→ **Dataset excerpt**
--*--
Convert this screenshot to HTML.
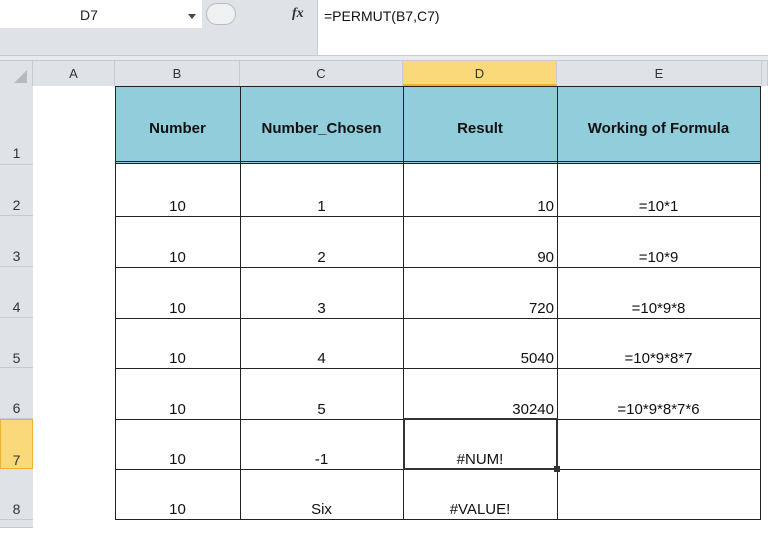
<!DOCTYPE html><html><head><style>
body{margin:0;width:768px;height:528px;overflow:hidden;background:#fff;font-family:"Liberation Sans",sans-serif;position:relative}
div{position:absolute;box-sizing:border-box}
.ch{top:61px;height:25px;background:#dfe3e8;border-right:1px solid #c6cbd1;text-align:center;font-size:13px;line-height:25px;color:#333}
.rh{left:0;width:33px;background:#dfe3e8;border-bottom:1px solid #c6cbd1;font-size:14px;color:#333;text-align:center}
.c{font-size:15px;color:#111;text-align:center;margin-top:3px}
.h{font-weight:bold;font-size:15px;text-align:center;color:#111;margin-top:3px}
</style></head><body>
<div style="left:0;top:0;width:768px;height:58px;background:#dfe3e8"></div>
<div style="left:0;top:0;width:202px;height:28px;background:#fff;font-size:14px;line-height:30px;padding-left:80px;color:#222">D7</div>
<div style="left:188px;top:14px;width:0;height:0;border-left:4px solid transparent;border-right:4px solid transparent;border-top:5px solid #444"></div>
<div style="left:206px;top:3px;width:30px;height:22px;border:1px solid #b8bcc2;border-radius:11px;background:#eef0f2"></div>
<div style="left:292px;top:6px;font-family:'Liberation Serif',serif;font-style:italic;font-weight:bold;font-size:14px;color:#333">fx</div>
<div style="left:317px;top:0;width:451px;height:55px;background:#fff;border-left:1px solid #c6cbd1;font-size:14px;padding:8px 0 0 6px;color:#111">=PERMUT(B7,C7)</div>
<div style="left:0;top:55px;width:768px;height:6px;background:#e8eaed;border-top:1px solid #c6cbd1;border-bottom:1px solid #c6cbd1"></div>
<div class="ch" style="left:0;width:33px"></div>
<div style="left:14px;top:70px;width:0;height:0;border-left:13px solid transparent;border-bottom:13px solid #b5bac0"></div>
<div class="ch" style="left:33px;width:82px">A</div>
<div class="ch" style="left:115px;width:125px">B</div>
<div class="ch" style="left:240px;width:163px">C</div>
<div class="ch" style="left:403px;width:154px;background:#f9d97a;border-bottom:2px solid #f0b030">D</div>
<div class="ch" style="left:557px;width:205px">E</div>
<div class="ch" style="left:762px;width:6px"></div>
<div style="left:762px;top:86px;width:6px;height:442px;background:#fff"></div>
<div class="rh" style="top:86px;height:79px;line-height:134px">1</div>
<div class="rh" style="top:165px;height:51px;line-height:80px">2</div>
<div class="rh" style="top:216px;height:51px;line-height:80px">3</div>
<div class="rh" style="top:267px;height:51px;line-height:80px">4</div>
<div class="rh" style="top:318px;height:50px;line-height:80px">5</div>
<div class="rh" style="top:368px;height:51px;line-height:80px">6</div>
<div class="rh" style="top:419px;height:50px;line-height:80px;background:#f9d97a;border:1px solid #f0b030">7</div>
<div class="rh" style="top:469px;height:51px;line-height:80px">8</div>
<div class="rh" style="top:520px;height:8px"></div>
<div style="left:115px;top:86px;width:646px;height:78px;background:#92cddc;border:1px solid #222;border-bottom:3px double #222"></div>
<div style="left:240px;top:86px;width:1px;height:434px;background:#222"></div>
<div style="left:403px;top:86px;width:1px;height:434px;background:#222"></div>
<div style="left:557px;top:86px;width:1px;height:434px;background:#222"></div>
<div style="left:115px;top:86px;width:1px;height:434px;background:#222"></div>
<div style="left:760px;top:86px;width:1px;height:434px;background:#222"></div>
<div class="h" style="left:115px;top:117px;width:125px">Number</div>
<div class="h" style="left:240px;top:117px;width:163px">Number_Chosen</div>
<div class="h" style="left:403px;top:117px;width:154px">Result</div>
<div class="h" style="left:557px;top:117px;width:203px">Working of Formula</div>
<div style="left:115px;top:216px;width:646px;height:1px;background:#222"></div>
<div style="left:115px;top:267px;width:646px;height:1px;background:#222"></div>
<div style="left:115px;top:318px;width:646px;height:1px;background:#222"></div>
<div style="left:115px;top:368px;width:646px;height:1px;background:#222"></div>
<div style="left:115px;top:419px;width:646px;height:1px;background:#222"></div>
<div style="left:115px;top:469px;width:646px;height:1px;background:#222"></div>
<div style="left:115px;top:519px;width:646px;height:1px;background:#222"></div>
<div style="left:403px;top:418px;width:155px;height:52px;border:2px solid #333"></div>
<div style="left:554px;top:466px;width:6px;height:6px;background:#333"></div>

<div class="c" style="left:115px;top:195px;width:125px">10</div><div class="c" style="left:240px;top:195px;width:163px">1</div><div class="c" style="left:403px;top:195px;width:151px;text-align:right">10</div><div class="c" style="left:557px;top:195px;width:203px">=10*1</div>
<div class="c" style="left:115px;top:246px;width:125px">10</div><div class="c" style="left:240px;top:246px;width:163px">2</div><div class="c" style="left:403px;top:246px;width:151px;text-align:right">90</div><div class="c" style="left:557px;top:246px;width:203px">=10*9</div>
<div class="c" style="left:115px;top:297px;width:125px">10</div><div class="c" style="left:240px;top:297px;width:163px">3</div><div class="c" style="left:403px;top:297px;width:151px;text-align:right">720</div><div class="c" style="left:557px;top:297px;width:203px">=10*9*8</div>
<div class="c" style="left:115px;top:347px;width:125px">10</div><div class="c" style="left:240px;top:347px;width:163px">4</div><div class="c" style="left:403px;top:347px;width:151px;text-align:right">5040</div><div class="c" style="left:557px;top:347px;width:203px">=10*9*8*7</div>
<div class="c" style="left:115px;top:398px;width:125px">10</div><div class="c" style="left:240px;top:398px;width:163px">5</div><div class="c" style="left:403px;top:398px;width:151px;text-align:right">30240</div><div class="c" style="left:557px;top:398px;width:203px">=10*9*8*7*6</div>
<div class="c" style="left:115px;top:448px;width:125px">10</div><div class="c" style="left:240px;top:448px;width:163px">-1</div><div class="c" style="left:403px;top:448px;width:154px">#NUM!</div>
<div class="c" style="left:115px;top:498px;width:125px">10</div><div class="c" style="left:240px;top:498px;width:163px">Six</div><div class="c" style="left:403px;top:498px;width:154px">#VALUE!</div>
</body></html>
--*--
→ **What this task involves**
Leaving out the pictures, repeat the data above exactly.

→ **Reply to the task**
Convert this screenshot to HTML.
<!DOCTYPE html><html><head><style>
body{margin:0;width:768px;height:528px;overflow:hidden;background:#fff;font-family:"Liberation Sans",sans-serif;position:relative}
div{position:absolute;box-sizing:border-box}
.ch{top:61px;height:25px;background:#dfe3e8;border-right:1px solid #c6cbd1;text-align:center;font-size:13px;line-height:25px;color:#333}
.rh{left:0;width:33px;background:#dfe3e8;border-bottom:1px solid #c6cbd1;font-size:14px;color:#333;text-align:center}
.c{font-size:15px;color:#111;text-align:center;margin-top:3px}
.h{font-weight:bold;font-size:15px;text-align:center;color:#111;margin-top:3px}
</style></head><body>
<div style="left:0;top:0;width:768px;height:58px;background:#dfe3e8"></div>
<div style="left:0;top:0;width:202px;height:28px;background:#fff;font-size:14px;line-height:30px;padding-left:80px;color:#222">D7</div>
<div style="left:188px;top:14px;width:0;height:0;border-left:4px solid transparent;border-right:4px solid transparent;border-top:5px solid #444"></div>
<div style="left:206px;top:3px;width:30px;height:22px;border:1px solid #b8bcc2;border-radius:11px;background:#eef0f2"></div>
<div style="left:292px;top:6px;font-family:'Liberation Serif',serif;font-style:italic;font-weight:bold;font-size:14px;color:#333">fx</div>
<div style="left:317px;top:0;width:451px;height:55px;background:#fff;border-left:1px solid #c6cbd1;font-size:14px;padding:8px 0 0 6px;color:#111">=PERMUT(B7,C7)</div>
<div style="left:0;top:55px;width:768px;height:6px;background:#e8eaed;border-top:1px solid #c6cbd1;border-bottom:1px solid #c6cbd1"></div>
<div class="ch" style="left:0;width:33px"></div>
<div style="left:14px;top:70px;width:0;height:0;border-left:13px solid transparent;border-bottom:13px solid #b5bac0"></div>
<div class="ch" style="left:33px;width:82px">A</div>
<div class="ch" style="left:115px;width:125px">B</div>
<div class="ch" style="left:240px;width:163px">C</div>
<div class="ch" style="left:403px;width:154px;background:#f9d97a;border-bottom:2px solid #f0b030">D</div>
<div class="ch" style="left:557px;width:205px">E</div>
<div class="ch" style="left:762px;width:6px"></div>
<div style="left:762px;top:86px;width:6px;height:442px;background:#fff"></div>
<div class="rh" style="top:86px;height:79px;line-height:134px">1</div>
<div class="rh" style="top:165px;height:51px;line-height:80px">2</div>
<div class="rh" style="top:216px;height:51px;line-height:80px">3</div>
<div class="rh" style="top:267px;height:51px;line-height:80px">4</div>
<div class="rh" style="top:318px;height:50px;line-height:80px">5</div>
<div class="rh" style="top:368px;height:51px;line-height:80px">6</div>
<div class="rh" style="top:419px;height:50px;line-height:80px;background:#f9d97a;border:1px solid #f0b030">7</div>
<div class="rh" style="top:469px;height:51px;line-height:80px">8</div>
<div class="rh" style="top:520px;height:8px"></div>
<div style="left:115px;top:86px;width:646px;height:78px;background:#92cddc;border:1px solid #222;border-bottom:3px double #222"></div>
<div style="left:240px;top:86px;width:1px;height:434px;background:#222"></div>
<div style="left:403px;top:86px;width:1px;height:434px;background:#222"></div>
<div style="left:557px;top:86px;width:1px;height:434px;background:#222"></div>
<div style="left:115px;top:86px;width:1px;height:434px;background:#222"></div>
<div style="left:760px;top:86px;width:1px;height:434px;background:#222"></div>
<div class="h" style="left:115px;top:117px;width:125px">Number</div>
<div class="h" style="left:240px;top:117px;width:163px">Number_Chosen</div>
<div class="h" style="left:403px;top:117px;width:154px">Result</div>
<div class="h" style="left:557px;top:117px;width:203px">Working of Formula</div>
<div style="left:115px;top:216px;width:646px;height:1px;background:#222"></div>
<div style="left:115px;top:267px;width:646px;height:1px;background:#222"></div>
<div style="left:115px;top:318px;width:646px;height:1px;background:#222"></div>
<div style="left:115px;top:368px;width:646px;height:1px;background:#222"></div>
<div style="left:115px;top:419px;width:646px;height:1px;background:#222"></div>
<div style="left:115px;top:469px;width:646px;height:1px;background:#222"></div>
<div style="left:115px;top:519px;width:646px;height:1px;background:#222"></div>
<div style="left:403px;top:418px;width:155px;height:52px;border:2px solid #333"></div>
<div style="left:554px;top:466px;width:6px;height:6px;background:#333"></div>

<div class="c" style="left:115px;top:195px;width:125px">10</div><div class="c" style="left:240px;top:195px;width:163px">1</div><div class="c" style="left:403px;top:195px;width:151px;text-align:right">10</div><div class="c" style="left:557px;top:195px;width:203px">=10*1</div>
<div class="c" style="left:115px;top:246px;width:125px">10</div><div class="c" style="left:240px;top:246px;width:163px">2</div><div class="c" style="left:403px;top:246px;width:151px;text-align:right">90</div><div class="c" style="left:557px;top:246px;width:203px">=10*9</div>
<div class="c" style="left:115px;top:297px;width:125px">10</div><div class="c" style="left:240px;top:297px;width:163px">3</div><div class="c" style="left:403px;top:297px;width:151px;text-align:right">720</div><div class="c" style="left:557px;top:297px;width:203px">=10*9*8</div>
<div class="c" style="left:115px;top:347px;width:125px">10</div><div class="c" style="left:240px;top:347px;width:163px">4</div><div class="c" style="left:403px;top:347px;width:151px;text-align:right">5040</div><div class="c" style="left:557px;top:347px;width:203px">=10*9*8*7</div>
<div class="c" style="left:115px;top:398px;width:125px">10</div><div class="c" style="left:240px;top:398px;width:163px">5</div><div class="c" style="left:403px;top:398px;width:151px;text-align:right">30240</div><div class="c" style="left:557px;top:398px;width:203px">=10*9*8*7*6</div>
<div class="c" style="left:115px;top:448px;width:125px">10</div><div class="c" style="left:240px;top:448px;width:163px">-1</div><div class="c" style="left:403px;top:448px;width:154px">#NUM!</div>
<div class="c" style="left:115px;top:498px;width:125px">10</div><div class="c" style="left:240px;top:498px;width:163px">Six</div><div class="c" style="left:403px;top:498px;width:154px">#VALUE!</div>
</body></html>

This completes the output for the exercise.